Though the teenager ultimately lost out on the top prize to Sam Noakes of Kent, his progression to the finals in his first year in senior competition, and just four years after taking up the sport, has captured the attention of many within the sport.
Amaar beat the number one seed, Isaacs Milburn on his way to the finals, which were held at Manchester Central Convention Complex earlier this month.
While disappointed not to get the title, the teenager described making the final as a “big thing” in his first year since stepping up from the youth ranks.
“I’ve only had 30 bouts and been boxing four years,” said Amaar.
“I won two national titles in my first two years and also Yorkshire titles, but then I had a tough time of it as a Youth and even though I knew I could win things, it didn’t quite work out that way.
“This year things have come right. I think the headguards coming off as a senior has helped me because you can see more shots coming.”
The light welterweight trains at his father’s Warrior Breed Gym in Dewsbury and is studying a Level 3 Sports course at Bradford College, which boasts among its former students Nicola Adams OBE – the first woman to win an Olympic boxing gold medal – and Team GB’s ‘Hurricane’ Harris Akbar, who is aiming to represent Great Britain in the 2020 Olympics in Tokyo having last month won a silver medal in the European Under 22 championship in Russia.
Proud dad Zahir Akbar, a former probation officer, who owns Warrior Breed Gym, takes care of every aspect of his son’s training: “I’ve been coaching Amaar and training him four to five times a week between 1-2 hours per session,” explains Zahir.
“I plan all his sparring and travels all around the country with him, and deal with the mental and emotional aspects of the sport. I also take care of his diet – though I’m not much of a cook – Amaar’s mum takes care of prepping all his meals.
“Amaar has had much success in his short boxing career to date winning two national titles, five Yorkshire champion titles including the youth under 64kg belt holder. He’s a 2-time boxcup champion, junior finalist and a senior elite finalist,” adds Zahir.
Amaar has very strong faith in his religion and tells how his faith, family and friends have helped him come through some very dark spots in his life.
“I lost a very loving aunt in 2011, then just two weeks later lost my youngest brother to a heart condition,” reveals Amaar.

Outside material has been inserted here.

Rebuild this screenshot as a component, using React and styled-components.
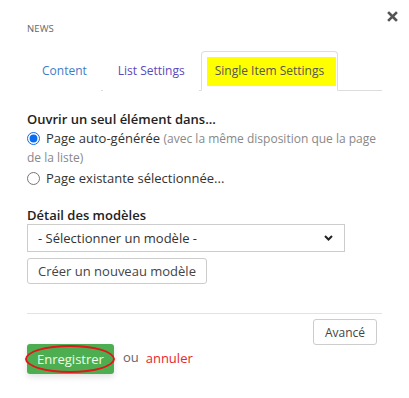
import React, { useState } from 'react';
import styled, { createGlobalStyle } from 'styled-components';

const GlobalStyle = createGlobalStyle`
  body {
    margin: 0;
    background: #fff;
    font-family: "Open Sans", "Liberation Sans", sans-serif;
    font-size: 13px;
    color: #333;
  }
`;

const Dialog = styled.div`
  position: relative;
  width: 409px;
  height: 398px;
  box-sizing: border-box;
  padding: 22px 27px 0 27px;
`;

const CloseButton = styled.button`
  position: absolute;
  top: 11px;
  right: 11px;
  width: 11px;
  height: 11px;
  padding: 0;
  border: none;
  background: none;
  cursor: pointer;
  display: flex;
`;

const Title = styled.div`
  font-size: 9.5px;
  color: #666;
  letter-spacing: 0.1px;
  line-height: 14px;
`;

const Tabs = styled.ul`
  display: flex;
  list-style: none;
  margin: 15px 0 0 0;
  padding: 0;
  border-bottom: 1px solid #ddd;
  font-size: 12px;
`;

const Tab = styled.li`
  margin-right: 2px;
  margin-bottom: -1px;
  padding: ${ p => p.active ? '5px 1px 3px 5px' : '10px 13px 10px 14px' };
  border: 1px solid ${ p => p.active ? '#ddd' : 'transparent' };
  border-bottom-color: ${ p => p.active ? '#fff' : 'transparent' };
  border-radius: 4px 4px 0 0;
  background: #fff;
  color: ${ p => p.color || '#555' };
  line-height: 18px;
  cursor: pointer;
`;

const Highlight = styled.span`
  display: block;
  background: #ffff00;
  padding: 5px 12px 6px 8px;
  color: #555;
`;

const Section = styled.div`
  margin-top: ${ p => p.top || 0 }px;
`;

const Heading = styled.div`
  font-weight: 600;
  color: #222;
  line-height: 19px;
`;

const RadioRow = styled.label`
  display: block;
  line-height: 19px;
  margin-top: ${ p => p.top || 0 }px;
  color: #333;
`;

const Radio = styled.input`
  width: 13px;
  height: 13px;
  margin: 0 6px 0 0;
  vertical-align: -2px;
  accent-color: #0a6cf0;
`;

const Muted = styled.span`
  color: #888;
  font-size: 12px;
`;

const SelectWrap = styled.div`
  position: relative;
  width: 318px;
  margin-top: -1px;
`;

const Select = styled.select`
  appearance: none;
  width: 100%;
  height: 28px;
  box-sizing: border-box;
  border: 1px solid #ccc;
  border-radius: 0;
  background: #fff;
  padding: 0 10px;
  font-family: inherit;
  font-size: 13px;
  color: #333;
`;

const Chevron = styled.svg`
  position: absolute;
  right: 12px;
  top: 11px;
  pointer-events: none;
`;

const Button = styled.button`
  height: 26px;
  box-sizing: border-box;
  padding: 0 ${ p => p.small ? 11 : 10 }px;
  margin-top: ${ p => p.top || 0 }px;
  border: 1px solid #ccc;
  border-radius: 3px;
  background: #fff;
  font-family: inherit;
  font-size: ${ p => p.small ? 12 : 13 }px;
  color: #444;
  cursor: pointer;
`;

const Divider = styled.hr`
  margin: 29px 0 0 0;
  border: none;
  border-top: 1px solid #e2e2e2;
`;

const AdvancedRow = styled.div`
  display: flex;
  justify-content: flex-end;
  padding-right: 5px;
  margin-top: 5px;
`;

const Footer = styled.div`
  display: flex;
  align-items: center;
  margin-top: -1px;
`;

const SaveWrap = styled.div`
  position: relative;
  display: flex;
  margin-right: 9px;
`;

const SaveButton = styled.button`
  height: 30px;
  padding: 0 10px;
  border: none;
  border-radius: 3px;
  background: #4cae50;
  color: #f4fbe8;
  font-family: inherit;
  font-size: 13px;
  box-shadow: 0 3px 6px rgba(0, 0, 0, 0.12);
  cursor: pointer;
`;

const Ellipse = styled.span`
  position: absolute;
  left: -2px;
  top: 1px;
  width: 90px;
  height: 28px;
  box-sizing: border-box;
  border: 2px solid #e4151b;
  border-radius: 50%;
  pointer-events: none;
`;

const Or = styled.span`
  color: #666;
  font-size: 13px;
  margin: -4px 7px 0 0;
`;

const Cancel = styled.a`
  color: #e8262c;
  font-size: 13px;
  margin-top: -3px;
  text-decoration: none;
  cursor: pointer;
`;

const App = () => {
  const [mode, setMode] = useState( 'auto' );

  return (
    <Dialog>
      <GlobalStyle />
      <CloseButton aria-label='close'>
        <svg width='11' height='11' viewBox='0 0 11 11'>
          <path d='M2 2 L9 9 M9 2 L2 9' stroke='#555' strokeWidth='2.6' strokeLinecap='square' />
        </svg>
      </CloseButton>
      <Title>NEWS</Title>

      <Tabs>
        <Tab color='#3f7cc8'>Content</Tab>
        <Tab color='#5a48c0'>List Settings</Tab>
        <Tab active><Highlight>Single Item Settings</Highlight></Tab>
      </Tabs>

      <Section top={ 19 }>
        <Heading>Ouvrir un seul élément dans...</Heading>
        <RadioRow>
          <Radio type='radio' name='open' checked={ mode === 'auto' } onChange={ () => setMode( 'auto' ) } />
          Page auto-générée <Muted>(avec la même disposition que la page de la liste)</Muted>
        </RadioRow>
        <RadioRow top={ 2 }>
          <Radio type='radio' name='open' checked={ mode === 'page' } onChange={ () => setMode( 'page' ) } />
          Page existante sélectionnée...
        </RadioRow>
      </Section>

      <Section top={ 18 }>
        <Heading>Détail des modèles</Heading>
        <SelectWrap>
          <Select defaultValue=''>
            <option value=''>- Sélectionner un modèle -</option>
          </Select>
          <Chevron width='9' height='6' viewBox='0 0 9 6'>
            <path d='M1 1 L4.5 4.5 L8 1' fill='none' stroke='#222' strokeWidth='2' />
          </Chevron>
        </SelectWrap>
        <Button top={ 6 }>Créer un nouveau modèle</Button>
      </Section>

      <Divider />
      <AdvancedRow>
        <Button small>Avancé</Button>
      </AdvancedRow>
      <Footer>
        <SaveWrap>
          <SaveButton>Enregistrer</SaveButton>
          <Ellipse />
        </SaveWrap>
        <Or>ou</Or>
        <Cancel>annuler</Cancel>
      </Footer>
    </Dialog>
  );
};

export default App;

“It was a very dark period in my life and as a family we’ve had a lot to tackle. But belief, perseverance, and mental strength kept me focused on the sport that I love. I know that boxing has helped me deal with some traumatic events in my life.”

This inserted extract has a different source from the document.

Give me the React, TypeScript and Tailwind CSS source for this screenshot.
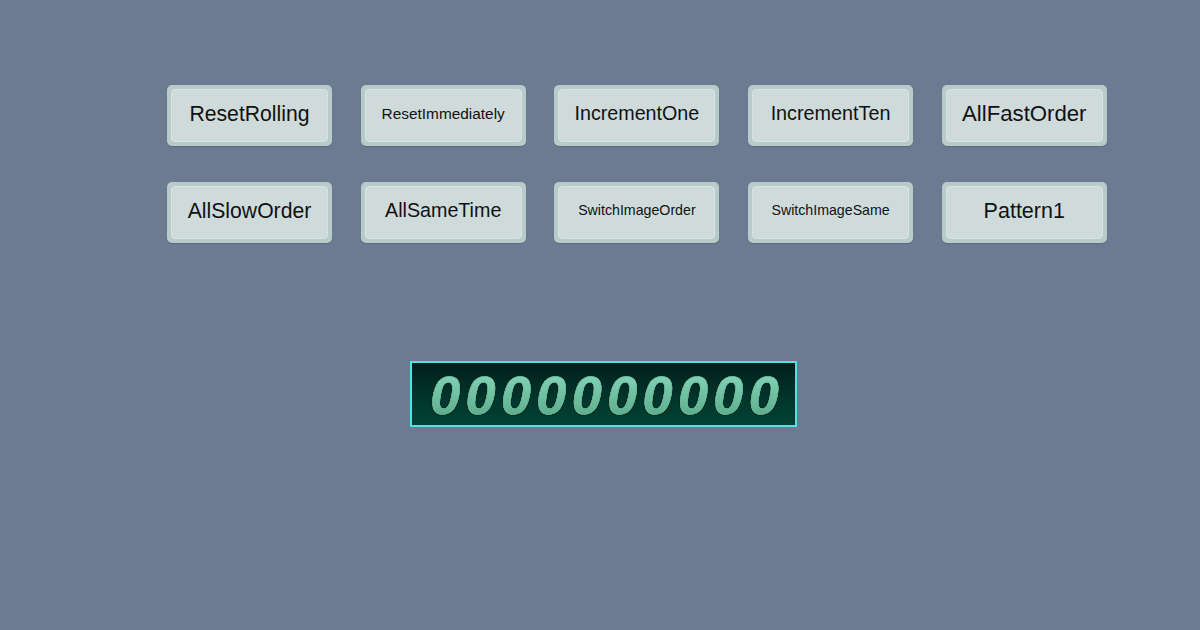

When Amaar has a boxing match or tournament to prepare for, he trains 5 to 6 days a week with 2 or 3 session per day depending on his mental and physical well being. He says trying to juggle college and boxing very hard task, but one which has slowly learnt how to master.
Mally McIver, boxing coach at Bradford College, said: “Getting to the final is a hugely impressive achievement for someone who has only been boxing four years and has only just stepped up to the senior level.
“Amaar definitely has an exciting future. He is one to watch.”